Special rules for nonresidents and community property
Nonresident estates are taxed only on Washington situs property, which requires calculating a ratio of Washington assets to total net estate. For example, a nonresident with 40 percent of net assets located in Washington would pay tax on only 40 percent of the net estate before the exclusion is applied. Washington is also a community property state. For married couples, only the decedent’s half of community property is included in the gross estate, which can materially reduce the taxable base. Understanding ownership titling, beneficiary designations, and community property agreements is crucial.
Common misconceptions
One common misconception is that Washington estate tax applies only to very wealthy families. Because the exclusion is slightly above two million, a home in a high value area combined with retirement savings can bring many families into the taxable range. Another misconception is that the tax applies to the heirs. The estate pays the tax before distribution, so beneficiaries do not file a separate Washington inheritance tax. Finally, some assume that federal rules automatically control Washington calculations, but the state has its own brackets and no portability.

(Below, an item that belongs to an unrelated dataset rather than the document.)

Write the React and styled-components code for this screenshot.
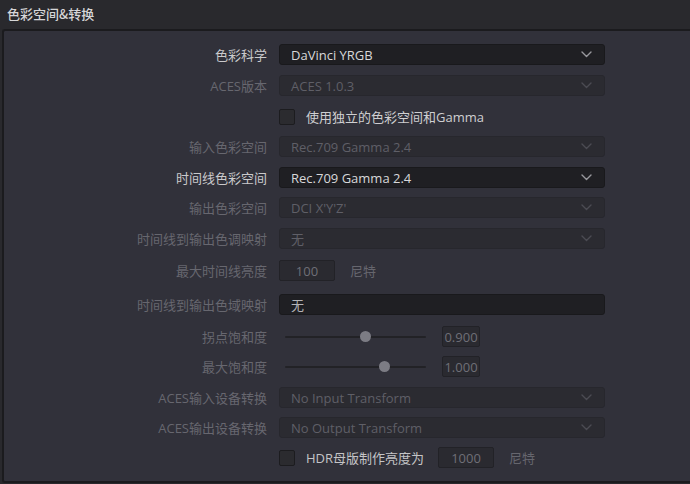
import React from "react";
import styled, { createGlobalStyle } from "styled-components";

const Global = createGlobalStyle`
  html, body { margin: 0; padding: 0; background: #29292d; }
  body {
    width: 690px; height: 484px; overflow: hidden;
    font-family: "Open Sans", "Noto Sans CJK SC", sans-serif;
    -webkit-font-smoothing: antialiased;
  }
`;

const Page = styled.div`
  width: 690px;
  height: 484px;
  display: flex;
  flex-direction: column;
  background: #29292d;
`;

const Header = styled.div`
  height: 29px;
  flex: none;
  display: flex;
  align-items: center;
  padding-left: 7px;
  padding-bottom: 3px;
  box-sizing: border-box;
  font-size: 13px;
  font-weight: 500;
  color: #d6d6d8;
  font-family: "Noto Sans CJK SC", "Open Sans", sans-serif;
`;

const Panel = styled.div`
  margin-left: 2px;
  height: 454px;
  flex: none;
  box-sizing: border-box;
  border: 2px solid #1b1b1e;
  border-right: none;
  border-radius: 3px 0 0 3px;
  background: #31313a;
  padding-top: 13px;
  display: flex;
  flex-direction: column;
`;

const Row = styled.div`
  display: grid;
  grid-template-columns: 263px 326px;
  column-gap: 12px;
  align-items: center;
  height: 21px;
  margin-bottom: ${(p) => p.$mb ?? 10}px;
`;

const Label = styled.div`
  text-align: right;
  font-size: 13px;
  white-space: nowrap;
  color: ${(p) => (p.$active ? "#cacacc" : "#67676f")};
`;

const Select = styled.div`
  height: 21px;
  box-sizing: border-box;
  border-radius: 3px;
  border: 1px solid ${(p) => (p.$active ? "#19191c" : "#27272d")};
  background: ${(p) => (p.$active ? "#1f1f23" : "#2b2b31")};
  display: flex;
  align-items: center;
  justify-content: space-between;
  padding: 0 12px 0 11px;
  font-size: 13px;
  color: ${(p) => (p.$active ? "#d8d8da" : "#5f5f67")};
  & svg { color: ${(p) => (p.$active ? "#98989d" : "#4b4b53")}; }
`;

const Inline = styled.div`
  display: flex;
  align-items: center;
  gap: ${(p) => p.$gap ?? 11}px;
`;

const Check = styled.div`
  width: 16px;
  height: 16px;
  box-sizing: border-box;
  border: 1px solid #1c1c1f;
  background: #2b2b2f;
  border-radius: 2px;
  flex: none;
`;

const CheckText = styled.span`
  font-size: 13px;
  color: ${(p) => p.$color || "#cfcfd1"};
`;

const NumBox = styled.div`
  width: ${(p) => p.$w}px;
  height: 21px;
  box-sizing: border-box;
  border: 1px solid #222227;
  border-radius: 2px;
  background: #2a2a30;
  display: flex;
  align-items: center;
  justify-content: center;
  font-size: 13px;
  color: #6f6f77;
  flex: none;
  margin-left: ${(p) => p.$ml ?? 0}px;
`;

const Unit = styled.span`
  font-size: 13px;
  color: #66666e;
  margin-left: ${(p) => p.$ml ?? 0}px;
`;

const SliderWrap = styled.div`
  position: relative;
  width: 141px;
  margin-left: 6px;
  height: 12px;
  display: flex;
  align-items: center;
  flex: none;
`;

const Track = styled.div`
  width: 100%;
  height: 2px;
  background: #222226;
  border-radius: 1px;
`;

const Knob = styled.div`
  position: absolute;
  top: 0;
  width: 11px;
  height: 11px;
  margin-left: -5px;
  border-radius: 50%;
  background: #7c7c84;
`;

const PlainValue = styled.span`
  color: #b4b4b8;
`;

const Chevron = () => (
  <svg width="11" height="7" viewBox="0 0 11 7" fill="none">
    <path d="M1 1l4.5 4.5L10 1" stroke="currentColor" strokeWidth="1.4" strokeLinecap="round" strokeLinejoin="round" />
  </svg>
);

const Slider = ({ pos, value }) => (
  <Inline $gap={16}>
    <SliderWrap>
      <Track />
      <Knob style={{ left: `${pos}px` }} />
    </SliderWrap>
    <NumBox $w={38}>{value}</NumBox>
  </Inline>
);

const SelectRow = ({ label, value, active, labelActive, chevron = true, mb }) => (
  <Row $mb={mb}>
    <Label $active={labelActive}>{label}</Label>
    <Select $active={active}>
      <span>{value}</span>
      {chevron && <Chevron />}
    </Select>
  </Row>
);

export default function App() {
  return (
    <Page>
      <Global />
      <Header>色彩空间&amp;转换</Header>
      <Panel>
        <SelectRow label="色彩科学" value="DaVinci YRGB" active labelActive />
        <SelectRow label="ACES版本" value="ACES 1.0.3" />
        <Row $mb={9}>
          <div />
          <Inline>
            <Check />
            <CheckText>使用独立的色彩空间和Gamma</CheckText>
          </Inline>
        </Row>
        <SelectRow label="输入色彩空间" value="Rec.709 Gamma 2.4" />
        <SelectRow label="时间线色彩空间" value="Rec.709 Gamma 2.4" active labelActive mb={9} />
        <SelectRow label="输出色彩空间" value="DCI X'Y'Z'" />
        <SelectRow label="时间线到输出色调映射" value="无" mb={11} />
        <Row $mb={13}>
          <Label>最大时间线亮度</Label>
          <Inline $gap={15}>
            <NumBox $w={56}>100</NumBox>
            <Unit>尼特</Unit>
          </Inline>
        </Row>
        <Row $mb={11}>
          <Label>时间线到输出色域映射</Label>
          <Select $active>
            <PlainValue>无</PlainValue>
          </Select>
        </Row>
        <Row $mb={9}>
          <Label>拐点饱和度</Label>
          <Slider pos={80} value="0.900" />
        </Row>
        <Row>
          <Label>最大饱和度</Label>
          <Slider pos={99} value="1.000" />
        </Row>
        <SelectRow label="ACES输入设备转换" value="No Input Transform" mb={9} />
        <SelectRow label="ACES输出设备转换" value="No Output Transform" mb={9} />
        <Row>
          <div />
          <Inline $gap={11}>
            <Check />
            <CheckText $color="#c4c4c6">HDR母版制作亮度为</CheckText>
            <NumBox $w={56} $ml={3}>1000</NumBox>
            <Unit $ml={4}>尼特</Unit>
          </Inline>
        </Row>
      </Panel>
    </Page>
  );
}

When to seek professional guidance
Estate tax planning can involve complex valuation questions, trust drafting, and coordination with federal and state filing requirements. If an estate is near the Washington exclusion amount, if it includes a closely held business, or if the family is considering advanced techniques such as QTIP elections or family limited partnerships, professional advice is essential. Experienced estate attorneys and tax advisers can interpret the rules in RCW 83.100 and the IRS estate tax guidance to craft a compliant plan. Professional review also helps ensure that deductions are properly documented and that deadlines are met.